In his homily he asked the congregation not to make judgments. "You've got to know somebody's story, and then you'll look at them differently," he said. "We've all got stories, and we're all survivors." But crises will pass, he said, if people stay in God's presence and expect something beautiful to come out of troubled times.

"I believe the best days of St. Sabina are ahead of us," he said.

Speculation now concerns the transition plan Pfleger is to give the cardinal in six months. Will it recommend a new pastor at St. Sabina and the departure of Pfleger? Will it ask for him to remain at Sabina for another three years until he reaches the retirement age of 65? Or will it give him another year or two to determine whether the South African associate pastor at the church is ready to take over? Will it perhaps suggest some new and innovative arrangement of leadership that can maintain the high-energy intensity and social involvement of the parish after Pfleger moves on? No one knows and no one, especially Pfleger, is talking about the possibilities at this point.
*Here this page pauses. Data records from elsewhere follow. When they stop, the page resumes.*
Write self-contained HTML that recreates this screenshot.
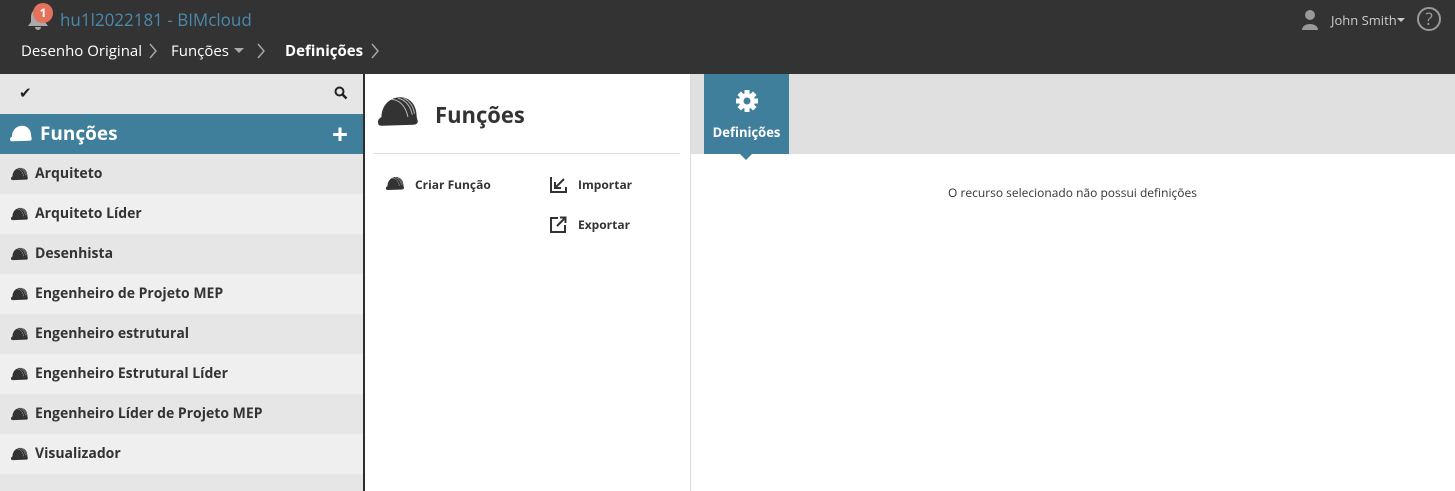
<!DOCTYPE html>
<html><head><meta charset="utf-8"><style>
*{margin:0;padding:0;box-sizing:border-box}
body{width:1455px;height:491px;overflow:hidden;font-family:"Open Sans","Liberation Sans",sans-serif;background:#fff;position:relative;color:#333}
.hdr{position:absolute;left:0;top:0;width:1455px;height:74px;background:#333}
.abs{position:absolute}
.left{position:absolute;left:0;top:74px;height:417px;background:#ececec;border-right:2px solid #2d2d2d;width:365px}
.row{height:40px;display:flex;align-items:center;padding-left:10px;font-weight:bold;font-size:14px;color:#333}
.row span{position:relative;top:-1px}
.row:nth-child(odd){background:#e6e6e6}.row:nth-child(even){background:#efefef}
.row svg{margin-right:6px}
</style></head><body>
<svg width="0" height="0" style="position:absolute"><defs><symbol id="h" viewBox="0 0 40 30"><path d="M2 26 C1 22 4 21 5 20 C5 9 13 2 22 2 C31 2 37 9 37 20 L38 24 C38 26 36 27 34 27 L6 28 C3 28 2 27 2 26 Z" fill="currentColor"/><path d="M14 4 C20 4 27 9 29 20 M20 3 C26 4 31 9 33 18 M25 3 C30 5 34 10 35 17" stroke="#fff" stroke-width="1" fill="none" opacity=".6"/></symbol>
<symbol id="c" viewBox="0 0 10 16"><path d="M2 1 L8 8 L2 15" stroke="#aaa" stroke-width="1.4" fill="none"/></symbol></defs></svg>
<div class="hdr">
 <svg class="abs" style="left:27px;top:7px" width="22" height="24" viewBox="0 0 22 24"><path d="M11 2 C6 2 4 6 4 10 L4 15 L1 19 L21 19 L18 15 L18 10 C18 6 16 2 11 2Z M8 20 a3 3 0 0 0 6 0Z" fill="#aaa"/></svg>
 <div class="abs" style="left:33px;top:3px;width:20px;height:20px;border-radius:50%;background:#e5735c;color:#fff;font-size:12px;font-weight:bold;text-align:center;line-height:20px">1</div>
 <div class="abs" style="left:60px;top:8px;font-size:17px;color:#4a89ad">hu1l2022181 - BIMcloud</div>
 <div class="abs" style="left:21px;top:41px;font-size:15px;color:#fff">Desenho Original</div>
 <svg class="abs" style="left:148px;top:43px" width="10" height="16"><use href="#c"/></svg>
 <div class="abs" style="left:171px;top:41px;font-size:15px;color:#fff">Funções</div>
 <div class="abs" style="left:234px;top:48px;border:5px solid transparent;border-top-color:#aaa"></div>
 <svg class="abs" style="left:256px;top:43px" width="10" height="16"><use href="#c"/></svg>
 <div class="abs" style="left:285px;top:41px;font-size:15px;color:#fff;font-weight:bold">Definições</div>
 <svg class="abs" style="left:370px;top:43px" width="10" height="16"><use href="#c"/></svg>
 <svg class="abs" style="left:1301px;top:9px" width="18" height="22" viewBox="0 0 18 22"><circle cx="9" cy="6" r="5" fill="#999"/><path d="M1 21 C1 13 17 13 17 21Z" fill="#999"/></svg>
 <div class="abs" style="left:1331px;top:11px;font-size:13px;color:#ccc">John Smith</div>
 <div class="abs" style="left:1397px;top:18px;border:4px solid transparent;border-top-color:#ccc"></div>
 <div class="abs" style="left:1417px;top:7px;width:24px;height:24px;border:2px solid #999;border-radius:50%;color:#999;font-size:17px;text-align:center;line-height:20px">?</div>
</div>
<div class="left">
 <div style="height:40px;background:#e6e6e6;position:relative">
  <div class="abs" style="left:19px;top:9px;font-size:15px;color:#222">&#10004;</div>
  <svg class="abs" style="left:334px;top:12px" width="14" height="14" viewBox="0 0 14 14"><circle cx="5.5" cy="5.5" r="4" stroke="#222" stroke-width="2" fill="none"/><path d="M8.5 8.5 L12.5 12.5" stroke="#222" stroke-width="2.5"/></svg>
 </div>
 <div style="height:40px;background:#3f7f9c;position:relative;color:#fff">
  <svg class="abs" style="left:9px;top:10px;color:#fff" width="24" height="19"><use href="#h"/></svg>
  <div class="abs" style="left:40px;top:6px;font-size:19px;font-weight:bold">Funções</div>
  <div class="abs" style="left:332px;top:1px;font-size:28px;font-weight:bold">+</div>
 </div>
 <div>
 <div class="row"><svg width="19" height="14" style="color:#333"><use href="#h"/></svg><span>Arquiteto</span></div>
 <div class="row"><svg width="19" height="14" style="color:#333"><use href="#h"/></svg><span>Arquiteto Líder</span></div>
 <div class="row"><svg width="19" height="14" style="color:#333"><use href="#h"/></svg><span>Desenhista</span></div>
 <div class="row"><svg width="19" height="14" style="color:#333"><use href="#h"/></svg><span>Engenheiro de Projeto MEP</span></div>
 <div class="row"><svg width="19" height="14" style="color:#333"><use href="#h"/></svg><span>Engenheiro estrutural</span></div>
 <div class="row"><svg width="19" height="14" style="color:#333"><use href="#h"/></svg><span>Engenheiro Estrutural Líder</span></div>
 <div class="row"><svg width="19" height="14" style="color:#333"><use href="#h"/></svg><span>Engenheiro Líder de Projeto MEP</span></div>
 <div class="row"><svg width="19" height="14" style="color:#333"><use href="#h"/></svg><span>Visualizador</span></div>
 <div class="row" style="height:17px"></div>
 </div>
</div>
<div class="abs" style="left:690px;top:74px;width:1px;height:417px;background:#ddd"></div>
<svg class="abs" style="left:376px;top:95px;color:#333" width="44" height="33"><use href="#h"/></svg>
<div class="abs" style="left:435px;top:100px;font-size:22px;font-weight:bold;color:#333">Funções</div>
<div class="abs" style="left:374px;top:153px;width:306px;height:1px;background:#ddd"></div>
<svg class="abs" style="left:385px;top:176px;color:#333" width="20" height="15"><use href="#h"/></svg>
<div class="abs" style="left:415px;top:176px;font-size:12px;font-weight:bold">Criar Função</div>
<svg class="abs" style="left:550px;top:176px" width="17" height="17" viewBox="0 0 17 17"><path d="M1 1 V16 H16 V11 M14 3 L5 12 M5 6 V12 H11" stroke="#333" stroke-width="2" fill="none"/></svg>
<div class="abs" style="left:578px;top:176px;font-size:12px;font-weight:bold">Importar</div>
<svg class="abs" style="left:550px;top:216px" width="17" height="17" viewBox="0 0 17 17"><path d="M8 2 H1 V16 H15 V9 M7 10 L15 2 M10 1.5 H15.5 V7" stroke="#333" stroke-width="2" fill="none"/></svg>
<div class="abs" style="left:578px;top:216px;font-size:12px;font-weight:bold">Exportar</div>
<div class="abs" style="left:691px;top:74px;width:764px;height:80px;background:#e0e0e0"></div>
<div class="abs" style="left:704px;top:74px;width:85px;height:80px;background:#3f7f9c;color:#fff;text-align:center">
 <svg style="margin-top:15px" width="24" height="24" viewBox="0 0 24 24"><g fill="#fff"><circle cx="12" cy="12" r="8"/><g id="t"><rect x="9.5" y="1" width="5" height="5"/><rect x="9.5" y="18" width="5" height="5"/></g><use href="#t" transform="rotate(45 12 12)"/><use href="#t" transform="rotate(90 12 12)"/><use href="#t" transform="rotate(135 12 12)"/></g><circle cx="12" cy="12" r="3.5" fill="#3f7f9c"/></svg>
 <div style="font-size:13px;font-weight:bold;margin-top:5px">Definições</div>
</div>
<div class="abs" style="left:740px;top:154px;border:6px solid transparent;border-top-color:#3f7f9c"></div>
<div class="abs" style="left:948px;top:184px;font-size:12px;color:#333">O recurso selecionado não possui definições</div>
</body></html>
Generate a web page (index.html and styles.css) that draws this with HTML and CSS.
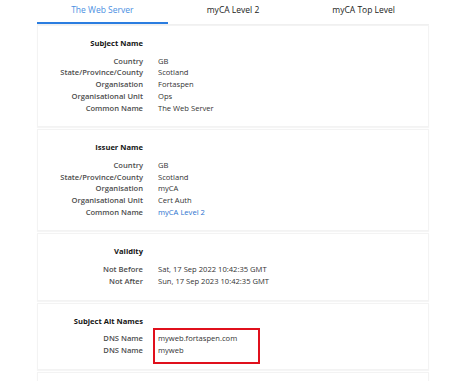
FILE: index.html
```html
<!DOCTYPE html>
<html lang="en">
<head>
    <meta charset="UTF-8">
    <meta name="viewport" content="width=device-width, initial-scale=1.0">
    <title>Certificate</title>
    <link rel="stylesheet" href="styles.css">
</head>
<body>
    <div class="container">
        <div class="tabs">
            <div class="tab active">The Web Server</div>
            <div class="tab">myCA Level 2</div>
            <div class="tab">myCA Top Level</div>
        </div>

        <div class="card">
            <div class="card-title">Subject Name</div>
            <div class="fields">
                <div class="label">Country</div><div class="value">GB</div>
                <div class="label">State/Province/County</div><div class="value">Scotland</div>
                <div class="label">Organisation</div><div class="value">Fortaspen</div>
                <div class="label">Organisational Unit</div><div class="value">Ops</div>
                <div class="label">Common Name</div><div class="value">The Web Server</div>
            </div>
        </div>

        <div class="card">
            <div class="card-title">Issuer Name</div>
            <div class="fields">
                <div class="label">Country</div><div class="value">GB</div>
                <div class="label">State/Province/County</div><div class="value">Scotland</div>
                <div class="label">Organisation</div><div class="value">myCA</div>
                <div class="label">Organisational Unit</div><div class="value">Cert Auth</div>
                <div class="label">Common Name</div><div class="value"><a href="#">myCA Level 2</a></div>
            </div>
        </div>

        <div class="card">
            <div class="card-title">Validity</div>
            <div class="fields">
                <div class="label">Not Before</div><div class="value">Sat, 17 Sep 2022 10:42:35 GMT</div>
                <div class="label">Not After</div><div class="value">Sun, 17 Sep 2023 10:42:35 GMT</div>
            </div>
        </div>

        <div class="card">
            <div class="card-title">Subject Alt Names</div>
            <div class="fields">
                <div class="labels">
                    <div class="label">DNS Name</div>
                    <div class="label">DNS Name</div>
                </div>
                <div class="highlight">
                    <div class="value">myweb.fortaspen.com</div>
                    <div class="value">myweb</div>
                </div>
            </div>
        </div>

        <div class="card"></div>
    </div>
</body>
</html>
```

FILE: styles.css
```css
body {
    margin: 0;
    background: #fff;
    font-family: 'Open Sans', 'Noto Sans', sans-serif;
    color: #333;
}

.container {
    width: 392px;
    margin-left: 37px;
}

/* Tabs */
.tabs {
    display: flex;
    height: 24px;
    border-bottom: 1px solid #f0f0f0;
}

.tab {
    flex: 1;
    text-align: center;
    font-size: 8.5px;
    line-height: 20px;
    color: #222;
}

.tab.active {
    color: #4a90e2;
    border-bottom: 2px solid #2b7de0;
}

/* Cards */
.card {
    background: #fff;
    border: 1px solid #f3f3f3;
    box-shadow: 0 1px 1px rgba(0, 0, 0, 0.04);
    margin-bottom: 2px;
    padding: 12px 0 12px 0;
    font-size: 7.6px;
    line-height: 11.7px;
}

.card:empty {
    height: 10px;
    padding: 0;
}

.card-title {
    width: 105px;
    text-align: right;
    font-weight: 700;
    color: #151515;
    margin-bottom: 6px;
}

.fields {
    display: grid;
    grid-template-columns: 105px auto;
    column-gap: 15px;
    align-items: start;
}

.label {
    text-align: right;
    font-weight: 600;
    color: #4d4d4d;
}

.value {
    color: #333;
}

.value a {
    color: #2b73cf;
    text-decoration: none;
}

.highlight {
    width: 100px;
    margin: -5px 0 -7px -5px;
    padding: 3px 0 5px 3px;
    border: 2px solid #e0101c;
}
```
Speculation also concerns why Cardinal George, noted for his hard-liner and rule-keeper approach, once again blinked when he could have thrown down the hammer. No one has an answer on that one either. But it's apparent he is aware and respectful of the extraordinary things Pfleger has done in that parish and in the larger black, southside community.

Hopefully, those achievements will outlast Pfleger's tenure at St. Sabina, and they are achievements that redound to the credit of the Catholic church. George does not want his legacy and the legacy of Chicago Catholicism to include the breakup of this extraordinary parish. On that, he and Pfleger are surely on the same page.

[Robert McClory, a Chicago-based writer and educator, is a longtime contributor to NCR and is the author of Radical Disciple: Father Pfleger, St. Sabina Church, and the Fight for Social Justice.]